Appointed February 2025 — less than 24 months before the meeting date, so exempt from the TSR trigger; brings 40+ years of reinsurance executive experience highly relevant to Radian's specialty insurance expansion.
Director since February 2011; former Deloitte senior partner with extensive financial reporting and governance expertise; TSR trigger does not fire given only +8.6pp outperformance vs. XLF against the 65pp threshold; serves on one additional public company board, within limits.
CEO-director since March 2017; subject to the same TSR trigger as independent directors, but the trigger does not fire — RDN's 3-year return of +70% beats XLF by only +8.6pp against a 65pp threshold; no overboarding concern as the company policy limits the CEO to one outside public board seat and Thornberry holds none.

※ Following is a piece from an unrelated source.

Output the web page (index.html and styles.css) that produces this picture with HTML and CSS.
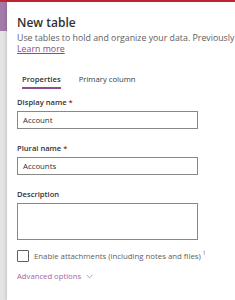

All eleven nominees receive a FOR vote. Radian's 3-year price return of +70.0% outperforms the XLF sector ETF benchmark by +8.6 percentage points, comfortably below the 65pp trigger threshold applicable to companies with strong positive absolute TSR, so the TSR underperformance trigger does not fire for any director. Four directors (Ahmad, Leyden, Macia, Rhoads) joined within the past 24 months and are exempt from the trigger on that independent basis. No overboarding, attendance below 75%, independence, or familial-relationship issues were identified for any nominee. The board discloses a skills matrix and audit committee members have demonstrated financial expertise.
Say on Pay
✓ FORCEO
Richard G. Thornberry
Total Comp
$11,318,967
Prior Support
N/A
The CEO's total compensation of approximately $11.3 million is within a reasonable range for the chief executive of a ~$4.6 billion financial services company, and the compensation program is heavily weighted toward variable pay — the proxy discloses that compensation is 'heavily weighted towards non-fixed, variable pay,' with roughly 60% of long-term incentive awards tied to performance metrics including book value per share growth and relative total shareholder return versus mortgage insurance peers, which are meaningful multi-year performance conditions. Pay-for-performance alignment is supported by Radian's strong 3-year stock return of +70%, which outperforms the XLF benchmark by +8.6 percentage points, indicating that above-benchmark incentive pay would be justified by actual shareholder outcomes. The company also maintains a strong clawback policy, prohibits problematic practices such as hedging and single-trigger change-of-control payments, and requires rigorous stock ownership thresholds, all of which support a FOR vote.
Auditor Ratification
✗ AGAINSTAuditor
PricewaterhouseCoopers LLP
Tenure
N/A
Audit Fees
$3,285,650
Non-Audit Fees
$2,091,429
The non-audit fees paid to PwC in 2025 — including audit-related fees of $1,591,000, tax fees of $498,309, and other fees of $2,120, totaling approximately $2,091,429 — represent about 64% of the core audit fee of $3,285,650, which exceeds the 50% threshold under our policy. While a significant portion of the 2025 audit-related fees relate to a one-time acquisition (Inigo), the policy does not provide an automatic waiver for single-year spikes, and the non-audit ratio still crosses the trigger even excluding the smallest components. PwC is a Big 4 firm fully adequate for Radian's size and complexity, and no restatement concerns exist, but the fee structure as reported raises independence concerns that warrant an AGAINST vote.
Overall Assessment
The 2026 Radian annual meeting presents four proposals: all eleven director nominees receive FOR votes as RDN's strong 3-year TSR of +70% outperforms the XLF benchmark by only +8.6pp, well below the 65pp trigger for high-performing companies, and no governance flags were identified; the Say on Pay vote receives a FOR given a performance-oriented pay structure and strong stock performance alignment; however, the auditor ratification of PwC receives an AGAINST because non-audit fees represent approximately 64% of core audit fees, exceeding the 50% independence threshold under our policy (driven in part by one-time acquisition-related fees). The equity plan approval is outside current policy scope and is noted as an informational item.